» **Supplied information**
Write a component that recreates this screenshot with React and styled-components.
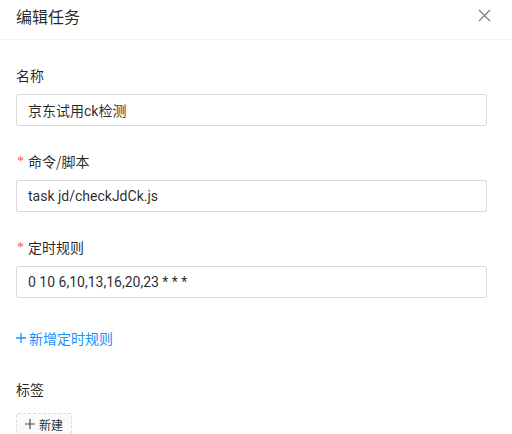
import styled, { createGlobalStyle } from "styled-components";

const GlobalStyle = createGlobalStyle`
  html, body {
    margin: 0;
    padding: 0;
    background: #fff;
  }
  body {
    font-family: Roboto, "Noto Sans CJK SC", sans-serif;
    font-size: 14px;
    color: rgba(0, 0, 0, 0.85);
  }
`;

const Drawer = styled.div`
  width: 512px;
  height: 434px;
  overflow: hidden;
  background: #fff;
`;

const Header = styled.div`
  display: flex;
  align-items: center;
  justify-content: space-between;
  height: 40px;
  padding: 0 21px 4px 16px;
  box-sizing: border-box;
  border-bottom: 1px solid #f0f0f0;
`;

const Title = styled.div`
  font-size: 16px;
  line-height: 22px;
  color: rgba(0, 0, 0, 0.85);
  font-family: "Noto Sans CJK SC", sans-serif;
  margin-top: -4px;
`;

const Close = styled.button`
  border: 0;
  background: none;
  padding: 0;
  width: 14px;
  height: 14px;
  display: flex;
  align-items: center;
  justify-content: center;
  margin-top: -4px;
  cursor: pointer;
`;

const Body = styled.div`
  padding: 24px 25px 0 16px;
`;

const Item = styled.div`
  margin-bottom: 24px;
`;

const Label = styled.div`
  display: flex;
  align-items: center;
  height: 22px;
  line-height: 22px;
  padding-bottom: 8px;
  font-family: "Noto Sans CJK SC", sans-serif;
  color: rgba(0, 0, 0, 0.85);
`;

const Star = styled.span`
  color: #ff4d4f;
  font-family: "Liberation Serif", serif;
  font-size: 14px;
  line-height: 1;
  margin: 0 4px 0 1px;
  position: relative;
  top: 1px;
`;

const Input = styled.input`
  display: block;
  width: 100%;
  height: 32px;
  box-sizing: border-box;
  padding: 4px 11px;
  border: 1px solid #d9d9d9;
  border-radius: 2px;
  font-family: Roboto, "Noto Sans CJK SC", sans-serif;
  font-size: 14px;
  color: rgba(0, 0, 0, 0.85);
  outline: none;
`;

const LinkButton = styled.button`
  display: flex;
  align-items: center;
  gap: 3px;
  height: 32px;
  padding: 0;
  border: 0;
  background: none;
  color: #1890ff;
  font-family: "Noto Sans CJK SC", sans-serif;
  font-size: 14px;
  cursor: pointer;
`;

const Control = styled.div`
  display: flex;
  align-items: center;
  min-height: 32px;
`;

const Tag = styled.span`
  display: inline-flex;
  align-items: center;
  gap: 4px;
  height: 22px;
  box-sizing: border-box;
  padding: 0 8px;
  border: 1px dashed #d9d9d9;
  border-radius: 2px;
  background: #fafafa;
  font-family: "Noto Sans CJK SC", sans-serif;
  font-size: 12px;
  color: rgba(0, 0, 0, 0.85);
`;

const Plus = ({ size, color, width = 1.2 }) => (
  <svg width={size} height={size} viewBox="0 0 10 10">
    <path d="M5 0V10M0 5H10" stroke={color} strokeWidth={width} fill="none" />
  </svg>
);

const fields = [
  { label: "名称", value: "京东试用ck检测" },
  { label: "命令/脚本", value: "task jd/checkJdCk.js", required: true },
  { label: "定时规则", value: "0 10 6,10,13,16,20,23 * * *", required: true },
];

export default function App() {
  return (
    <Drawer>
      <GlobalStyle />
      <Header>
        <Title>编辑任务</Title>
        <Close aria-label="close">
          <svg width="13" height="13" viewBox="0 0 13 13">
            <path d="M1 1L12 12M12 1L1 12" stroke="rgba(0,0,0,0.5)" strokeWidth="1.3" fill="none" />
          </svg>
        </Close>
      </Header>
      <Body>
        {fields.map((f) => (
          <Item key={f.label}>
            <Label>
              {f.required && <Star>*</Star>}
              {f.label}
            </Label>
            <Input defaultValue={f.value} />
          </Item>
        ))}
        <Item>
          <LinkButton>
            <Plus size={10} color="#1890ff" width={1.3} />
            新增定时规则
          </LinkButton>
        </Item>
        <Item>
          <Label>标签</Label>
          <Control>
            <Tag>
              <Plus size={10} color="rgba(0,0,0,0.7)" width={1.2} />
              新建
            </Tag>
          </Control>
        </Item>
      </Body>
    </Drawer>
  );
}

» **What the task asks**
Give an exact copy of the material, leaving out every picture.

» **Written answer**
Write a component that recreates this screenshot with React and styled-components.
import styled, { createGlobalStyle } from "styled-components";

const GlobalStyle = createGlobalStyle`
  html, body {
    margin: 0;
    padding: 0;
    background: #fff;
  }
  body {
    font-family: Roboto, "Noto Sans CJK SC", sans-serif;
    font-size: 14px;
    color: rgba(0, 0, 0, 0.85);
  }
`;

const Drawer = styled.div`
  width: 512px;
  height: 434px;
  overflow: hidden;
  background: #fff;
`;

const Header = styled.div`
  display: flex;
  align-items: center;
  justify-content: space-between;
  height: 40px;
  padding: 0 21px 4px 16px;
  box-sizing: border-box;
  border-bottom: 1px solid #f0f0f0;
`;

const Title = styled.div`
  font-size: 16px;
  line-height: 22px;
  color: rgba(0, 0, 0, 0.85);
  font-family: "Noto Sans CJK SC", sans-serif;
  margin-top: -4px;
`;

const Close = styled.button`
  border: 0;
  background: none;
  padding: 0;
  width: 14px;
  height: 14px;
  display: flex;
  align-items: center;
  justify-content: center;
  margin-top: -4px;
  cursor: pointer;
`;

const Body = styled.div`
  padding: 24px 25px 0 16px;
`;

const Item = styled.div`
  margin-bottom: 24px;
`;

const Label = styled.div`
  display: flex;
  align-items: center;
  height: 22px;
  line-height: 22px;
  padding-bottom: 8px;
  font-family: "Noto Sans CJK SC", sans-serif;
  color: rgba(0, 0, 0, 0.85);
`;

const Star = styled.span`
  color: #ff4d4f;
  font-family: "Liberation Serif", serif;
  font-size: 14px;
  line-height: 1;
  margin: 0 4px 0 1px;
  position: relative;
  top: 1px;
`;

const Input = styled.input`
  display: block;
  width: 100%;
  height: 32px;
  box-sizing: border-box;
  padding: 4px 11px;
  border: 1px solid #d9d9d9;
  border-radius: 2px;
  font-family: Roboto, "Noto Sans CJK SC", sans-serif;
  font-size: 14px;
  color: rgba(0, 0, 0, 0.85);
  outline: none;
`;

const LinkButton = styled.button`
  display: flex;
  align-items: center;
  gap: 3px;
  height: 32px;
  padding: 0;
  border: 0;
  background: none;
  color: #1890ff;
  font-family: "Noto Sans CJK SC", sans-serif;
  font-size: 14px;
  cursor: pointer;
`;

const Control = styled.div`
  display: flex;
  align-items: center;
  min-height: 32px;
`;

const Tag = styled.span`
  display: inline-flex;
  align-items: center;
  gap: 4px;
  height: 22px;
  box-sizing: border-box;
  padding: 0 8px;
  border: 1px dashed #d9d9d9;
  border-radius: 2px;
  background: #fafafa;
  font-family: "Noto Sans CJK SC", sans-serif;
  font-size: 12px;
  color: rgba(0, 0, 0, 0.85);
`;

const Plus = ({ size, color, width = 1.2 }) => (
  <svg width={size} height={size} viewBox="0 0 10 10">
    <path d="M5 0V10M0 5H10" stroke={color} strokeWidth={width} fill="none" />
  </svg>
);

const fields = [
  { label: "名称", value: "京东试用ck检测" },
  { label: "命令/脚本", value: "task jd/checkJdCk.js", required: true },
  { label: "定时规则", value: "0 10 6,10,13,16,20,23 * * *", required: true },
];

export default function App() {
  return (
    <Drawer>
      <GlobalStyle />
      <Header>
        <Title>编辑任务</Title>
        <Close aria-label="close">
          <svg width="13" height="13" viewBox="0 0 13 13">
            <path d="M1 1L12 12M12 1L1 12" stroke="rgba(0,0,0,0.5)" strokeWidth="1.3" fill="none" />
          </svg>
        </Close>
      </Header>
      <Body>
        {fields.map((f) => (
          <Item key={f.label}>
            <Label>
              {f.required && <Star>*</Star>}
              {f.label}
            </Label>
            <Input defaultValue={f.value} />
          </Item>
        ))}
        <Item>
          <LinkButton>
            <Plus size={10} color="#1890ff" width={1.3} />
            新增定时规则
          </LinkButton>
        </Item>
        <Item>
          <Label>标签</Label>
          <Control>
            <Tag>
              <Plus size={10} color="rgba(0,0,0,0.7)" width={1.2} />
              新建
            </Tag>
          </Control>
        </Item>
      </Body>
    </Drawer>
  );
}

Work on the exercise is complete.